**Stored data**
*****

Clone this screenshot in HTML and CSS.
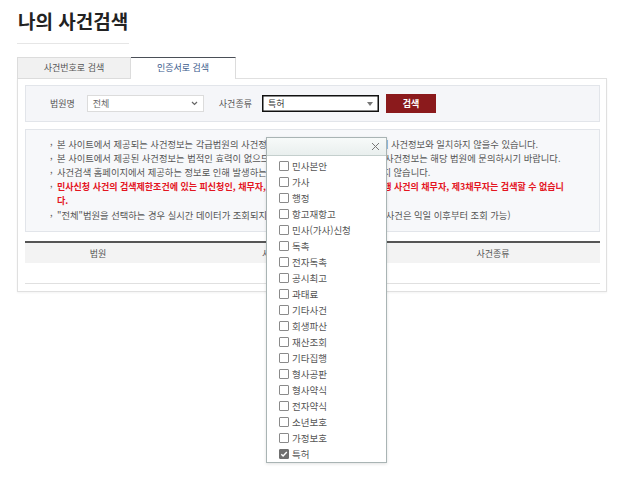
FILE: index.html
```html
<!DOCTYPE html>
<html lang="ko">
<head>
    <meta charset="UTF-8">
    <meta name="viewport" content="width=device-width, initial-scale=1.0">
    <title>나의 사건검색</title>
    <link rel="stylesheet" href="styles.css">
</head>
<body>
    <div class="page">
        <h1 class="page-title">나의 사건검색</h1>

        <ul class="tabs">
            <li class="tab">사건번호로 검색</li>
            <li class="tab active">인증서로 검색</li>
        </ul>

        <div class="panel">
            <div class="search-box">
                <span class="field-label">법원명</span>
                <div class="select court-select">
                    <span>전체</span>
                    <svg width="7" height="5" viewBox="0 0 7 5"><path d="M1 1l2.5 2.5L6 1" fill="none" stroke="#666" stroke-width="1.2"/></svg>
                </div>
                <span class="field-label kind-label">사건종류</span>
                <div class="select kind-select">
                    <span>특허</span>
                    <svg width="6" height="4" viewBox="0 0 6 4"><path d="M0 0h6L3 4z" fill="#777"/></svg>
                </div>
                <button class="search-btn">검색</button>
            </div>

            <ul class="notice">
                <li>본 사이트에서 제공되는 사건정보는 각급법원의 사건정보 시스템에 보관되어 있는 실제 사건정보와 일치하지 않을수 있습니다.</li>
                <li>본 사이트에서 제공된 사건정보는 법적인 효력이 없으므로, 참고로만 활용하고 정확한 사건정보는 해당 법원에 문의하시기 바랍니다.</li>
                <li>사건검색 홈페이지에서 제공하는 정보로 인해 발생하는 문제에 대해 법원은 책임을 지지 않습니다.</li>
                <li class="warn">민사신청 사건의 검색제한조건에 있는 피신청인, 채무자, 제3채무자 및 가압류 등 민사집행 사건의 채무자, 제3채무자는 검색할 수 없습니다.</li>
                <li>"전체"법원을 선택하는 경우 실시간 데이터가 조회되지 않습니다.(당일 신규로 접수된 사건은 익일 이후부터 조회 가능)</li>
            </ul>

            <table class="result">
                <colgroup>
                    <col class="col-court">
                    <col class="col-number">
                    <col class="col-kind">
                </colgroup>
                <thead>
                    <tr><th>법원</th><th>사건번호</th><th>사건종류</th></tr>
                </thead>
                <tbody>
                    <tr><td colspan="3">조회된 결과가 없습니다.</td></tr>
                </tbody>
            </table>
        </div>

        <div class="kind-popup">
            <div class="popup-head">
                <svg class="popup-close" width="9" height="9" viewBox="0 0 9 9"><path d="M1 1l7 7M8 1L1 8" stroke="#777" stroke-width="1"/></svg>
            </div>
            <ul class="kind-list">
                <li><span class="check"></span>민사본안</li>
                <li><span class="check"></span>가사</li>
                <li><span class="check"></span>행정</li>
                <li><span class="check"></span>항고재항고</li>
                <li><span class="check"></span>민사(가사)신청</li>
                <li><span class="check"></span>독촉</li>
                <li><span class="check"></span>전자독촉</li>
                <li><span class="check"></span>공시최고</li>
                <li><span class="check"></span>과태료</li>
                <li><span class="check"></span>기타사건</li>
                <li><span class="check"></span>회생파산</li>
                <li><span class="check"></span>재산조회</li>
                <li><span class="check"></span>기타집행</li>
                <li><span class="check"></span>형사공판</li>
                <li><span class="check"></span>형사약식</li>
                <li><span class="check"></span>전자약식</li>
                <li><span class="check"></span>소년보호</li>
                <li><span class="check"></span>가정보호</li>
                <li><span class="check checked"><svg width="8" height="8" viewBox="0 0 8 8"><path d="M1.3 4.2l1.8 1.8L6.8 2" fill="none" stroke="#fff" stroke-width="1.4"/></svg></span>특허</li>
            </ul>
        </div>
    </div>
</body>
</html>
```

FILE: styles.css
```css
body {
    margin: 0;
    background: #fff;
    color: #555;
    font-family: "Noto Sans CJK KR", "Noto Sans", sans-serif;
    font-size: 9px;
}
ul {
    margin: 0;
    padding: 0;
    list-style: none;
}
.page {
    position: relative;
    padding-left: 17px;
    width: 590px;
    min-height: 480px;
}
.page-title {
    margin: 0;
    width: 111px;
    padding: 7px 0 8px 1px;
    line-height: 28px;
    font-size: 19px;
    font-weight: bold;
    color: #222;
    border-bottom: 1px solid #e6e6e6;
    white-space: nowrap;
}
.tabs {
    display: flex;
    margin-top: 13px;
    height: 22px;
    position: relative;
    z-index: 1;
}
.tab {
    box-sizing: border-box;
    height: 22px;
    line-height: 20px;
    text-align: center;
    color: #555;
}
.tabs .tab:first-child {
    width: 114px;
    background: #f1f1f1;
    border: 1px solid #dcdcdc;
}
.tab.active {
    width: 105px;
    background: #fff;
    border-top: 1px solid #4a4f57;
    border-right: 1px solid #dcdcdc;
    color: #3b5b8c;
}
.panel {
    margin-top: -1px;
    border: 1px solid #e0e0e0;
    padding: 6px 6px 7px 7px;
    box-shadow: 0 1px 2px rgba(0, 0, 0, 0.05);
}
.search-box {
    display: flex;
    align-items: center;
    height: 35px;
    padding-left: 24px;
    background: #f5f6f9;
    border: 1px solid #e2e5ea;
}
.field-label {
    color: #555;
    margin-right: 12px;
}
.kind-label {
    margin-left: 15px;
    margin-right: 10px;
}
.select {
    box-sizing: border-box;
    display: flex;
    align-items: center;
    justify-content: space-between;
    width: 117px;
    height: 17px;
    padding: 0 5px 0 5px;
    background: #fff;
    border: 1px solid #dcdcdc;
    color: #666;
}
.kind-select {
    border: 1px solid #111;
    box-shadow: inset 0 0 0 0.5px #111;
    color: #333;
}
.search-btn {
    margin-left: 7px;
    width: 50px;
    height: 19px;
    padding: 0;
    border: none;
    background: #8b1a1c;
    color: #fff;
    font-family: inherit;
    font-size: 9px;
    font-weight: bold;
}
.notice {
    margin-top: 7px;
    padding: 7px 34px 9px 24px;
    background: #f7f8fa;
    border: 1px solid #e2e5ea;
    line-height: 14.2px;
    font-size: 9.3px;
}
.notice li {
    position: relative;
    padding-left: 7px;
    color: #555;
}
.notice li::before {
    content: ",";
    position: absolute;
    left: 0;
    top: -3px;
    color: #666;
    font-weight: normal;
}
.notice .warn {
    color: #e4151f;
    font-weight: bold;
    font-size: 9px;
}
.result {
    width: 100%;
    margin-top: 9px;
    border-collapse: collapse;
    border-top: 2px solid #555;
}
.col-court {
    width: 146px;
}
.col-number {
    width: 215px;
}
.result th {
    height: 20px;
    padding: 0;
    background: #f3f3f3;
    font-weight: normal;
    color: #555;
}
.result td {
    height: 20px;
    padding: 0;
    text-align: center;
    border-bottom: 1px solid #e0e0e0;
}
.kind-popup {
    position: absolute;
    left: 266px;
    top: 137px;
    z-index: 5;
    box-sizing: border-box;
    width: 121px;
    height: 326px;
    background: #fff;
    border: 1px solid #a9b4b4;
    box-shadow: 0 1px 3px rgba(0, 0, 0, 0.12);
}
.popup-head {
    display: flex;
    justify-content: flex-end;
    align-items: center;
    height: 17px;
    padding-right: 6px;
    background: linear-gradient(#f7faf9, #e9efee);
    border-bottom: 1px solid #c4cfcd;
}
.kind-list {
    padding: 2px 0 0 12px;
}
.kind-list li {
    display: flex;
    align-items: center;
    height: 16px;
    color: #555;
    font-size: 9.5px;
}
.check {
    box-sizing: border-box;
    display: flex;
    align-items: center;
    justify-content: center;
    width: 10px;
    height: 10px;
    margin-right: 3px;
    border: 1px solid #8a8a8a;
    border-radius: 1px;
    background: #fff;
}
.check.checked {
    background: #6f6f6f;
    border-color: #6f6f6f;
}
```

*****

**Exercise brief**
Retype the data above exactly; pictures are not part of the copy.

**Output for this exercise**
Clone this screenshot in HTML and CSS.
FILE: index.html
```html
<!DOCTYPE html>
<html lang="ko">
<head>
    <meta charset="UTF-8">
    <meta name="viewport" content="width=device-width, initial-scale=1.0">
    <title>나의 사건검색</title>
    <link rel="stylesheet" href="styles.css">
</head>
<body>
    <div class="page">
        <h1 class="page-title">나의 사건검색</h1>

        <ul class="tabs">
            <li class="tab">사건번호로 검색</li>
            <li class="tab active">인증서로 검색</li>
        </ul>

        <div class="panel">
            <div class="search-box">
                <span class="field-label">법원명</span>
                <div class="select court-select">
                    <span>전체</span>
                    <svg width="7" height="5" viewBox="0 0 7 5"><path d="M1 1l2.5 2.5L6 1" fill="none" stroke="#666" stroke-width="1.2"/></svg>
                </div>
                <span class="field-label kind-label">사건종류</span>
                <div class="select kind-select">
                    <span>특허</span>
                    <svg width="6" height="4" viewBox="0 0 6 4"><path d="M0 0h6L3 4z" fill="#777"/></svg>
                </div>
                <button class="search-btn">검색</button>
            </div>

            <ul class="notice">
                <li>본 사이트에서 제공되는 사건정보는 각급법원의 사건정보 시스템에 보관되어 있는 실제 사건정보와 일치하지 않을수 있습니다.</li>
                <li>본 사이트에서 제공된 사건정보는 법적인 효력이 없으므로, 참고로만 활용하고 정확한 사건정보는 해당 법원에 문의하시기 바랍니다.</li>
                <li>사건검색 홈페이지에서 제공하는 정보로 인해 발생하는 문제에 대해 법원은 책임을 지지 않습니다.</li>
                <li class="warn">민사신청 사건의 검색제한조건에 있는 피신청인, 채무자, 제3채무자 및 가압류 등 민사집행 사건의 채무자, 제3채무자는 검색할 수 없습니다.</li>
                <li>"전체"법원을 선택하는 경우 실시간 데이터가 조회되지 않습니다.(당일 신규로 접수된 사건은 익일 이후부터 조회 가능)</li>
            </ul>

            <table class="result">
                <colgroup>
                    <col class="col-court">
                    <col class="col-number">
                    <col class="col-kind">
                </colgroup>
                <thead>
                    <tr><th>법원</th><th>사건번호</th><th>사건종류</th></tr>
                </thead>
                <tbody>
                    <tr><td colspan="3">조회된 결과가 없습니다.</td></tr>
                </tbody>
            </table>
        </div>

        <div class="kind-popup">
            <div class="popup-head">
                <svg class="popup-close" width="9" height="9" viewBox="0 0 9 9"><path d="M1 1l7 7M8 1L1 8" stroke="#777" stroke-width="1"/></svg>
            </div>
            <ul class="kind-list">
                <li><span class="check"></span>민사본안</li>
                <li><span class="check"></span>가사</li>
                <li><span class="check"></span>행정</li>
                <li><span class="check"></span>항고재항고</li>
                <li><span class="check"></span>민사(가사)신청</li>
                <li><span class="check"></span>독촉</li>
                <li><span class="check"></span>전자독촉</li>
                <li><span class="check"></span>공시최고</li>
                <li><span class="check"></span>과태료</li>
                <li><span class="check"></span>기타사건</li>
                <li><span class="check"></span>회생파산</li>
                <li><span class="check"></span>재산조회</li>
                <li><span class="check"></span>기타집행</li>
                <li><span class="check"></span>형사공판</li>
                <li><span class="check"></span>형사약식</li>
                <li><span class="check"></span>전자약식</li>
                <li><span class="check"></span>소년보호</li>
                <li><span class="check"></span>가정보호</li>
                <li><span class="check checked"><svg width="8" height="8" viewBox="0 0 8 8"><path d="M1.3 4.2l1.8 1.8L6.8 2" fill="none" stroke="#fff" stroke-width="1.4"/></svg></span>특허</li>
            </ul>
        </div>
    </div>
</body>
</html>
```

FILE: styles.css
```css
body {
    margin: 0;
    background: #fff;
    color: #555;
    font-family: "Noto Sans CJK KR", "Noto Sans", sans-serif;
    font-size: 9px;
}
ul {
    margin: 0;
    padding: 0;
    list-style: none;
}
.page {
    position: relative;
    padding-left: 17px;
    width: 590px;
    min-height: 480px;
}
.page-title {
    margin: 0;
    width: 111px;
    padding: 7px 0 8px 1px;
    line-height: 28px;
    font-size: 19px;
    font-weight: bold;
    color: #222;
    border-bottom: 1px solid #e6e6e6;
    white-space: nowrap;
}
.tabs {
    display: flex;
    margin-top: 13px;
    height: 22px;
    position: relative;
    z-index: 1;
}
.tab {
    box-sizing: border-box;
    height: 22px;
    line-height: 20px;
    text-align: center;
    color: #555;
}
.tabs .tab:first-child {
    width: 114px;
    background: #f1f1f1;
    border: 1px solid #dcdcdc;
}
.tab.active {
    width: 105px;
    background: #fff;
    border-top: 1px solid #4a4f57;
    border-right: 1px solid #dcdcdc;
    color: #3b5b8c;
}
.panel {
    margin-top: -1px;
    border: 1px solid #e0e0e0;
    padding: 6px 6px 7px 7px;
    box-shadow: 0 1px 2px rgba(0, 0, 0, 0.05);
}
.search-box {
    display: flex;
    align-items: center;
    height: 35px;
    padding-left: 24px;
    background: #f5f6f9;
    border: 1px solid #e2e5ea;
}
.field-label {
    color: #555;
    margin-right: 12px;
}
.kind-label {
    margin-left: 15px;
    margin-right: 10px;
}
.select {
    box-sizing: border-box;
    display: flex;
    align-items: center;
    justify-content: space-between;
    width: 117px;
    height: 17px;
    padding: 0 5px 0 5px;
    background: #fff;
    border: 1px solid #dcdcdc;
    color: #666;
}
.kind-select {
    border: 1px solid #111;
    box-shadow: inset 0 0 0 0.5px #111;
    color: #333;
}
.search-btn {
    margin-left: 7px;
    width: 50px;
    height: 19px;
    padding: 0;
    border: none;
    background: #8b1a1c;
    color: #fff;
    font-family: inherit;
    font-size: 9px;
    font-weight: bold;
}
.notice {
    margin-top: 7px;
    padding: 7px 34px 9px 24px;
    background: #f7f8fa;
    border: 1px solid #e2e5ea;
    line-height: 14.2px;
    font-size: 9.3px;
}
.notice li {
    position: relative;
    padding-left: 7px;
    color: #555;
}
.notice li::before {
    content: ",";
    position: absolute;
    left: 0;
    top: -3px;
    color: #666;
    font-weight: normal;
}
.notice .warn {
    color: #e4151f;
    font-weight: bold;
    font-size: 9px;
}
.result {
    width: 100%;
    margin-top: 9px;
    border-collapse: collapse;
    border-top: 2px solid #555;
}
.col-court {
    width: 146px;
}
.col-number {
    width: 215px;
}
.result th {
    height: 20px;
    padding: 0;
    background: #f3f3f3;
    font-weight: normal;
    color: #555;
}
.result td {
    height: 20px;
    padding: 0;
    text-align: center;
    border-bottom: 1px solid #e0e0e0;
}
.kind-popup {
    position: absolute;
    left: 266px;
    top: 137px;
    z-index: 5;
    box-sizing: border-box;
    width: 121px;
    height: 326px;
    background: #fff;
    border: 1px solid #a9b4b4;
    box-shadow: 0 1px 3px rgba(0, 0, 0, 0.12);
}
.popup-head {
    display: flex;
    justify-content: flex-end;
    align-items: center;
    height: 17px;
    padding-right: 6px;
    background: linear-gradient(#f7faf9, #e9efee);
    border-bottom: 1px solid #c4cfcd;
}
.kind-list {
    padding: 2px 0 0 12px;
}
.kind-list li {
    display: flex;
    align-items: center;
    height: 16px;
    color: #555;
    font-size: 9.5px;
}
.check {
    box-sizing: border-box;
    display: flex;
    align-items: center;
    justify-content: center;
    width: 10px;
    height: 10px;
    margin-right: 3px;
    border: 1px solid #8a8a8a;
    border-radius: 1px;
    background: #fff;
}
.check.checked {
    background: #6f6f6f;
    border-color: #6f6f6f;
}
```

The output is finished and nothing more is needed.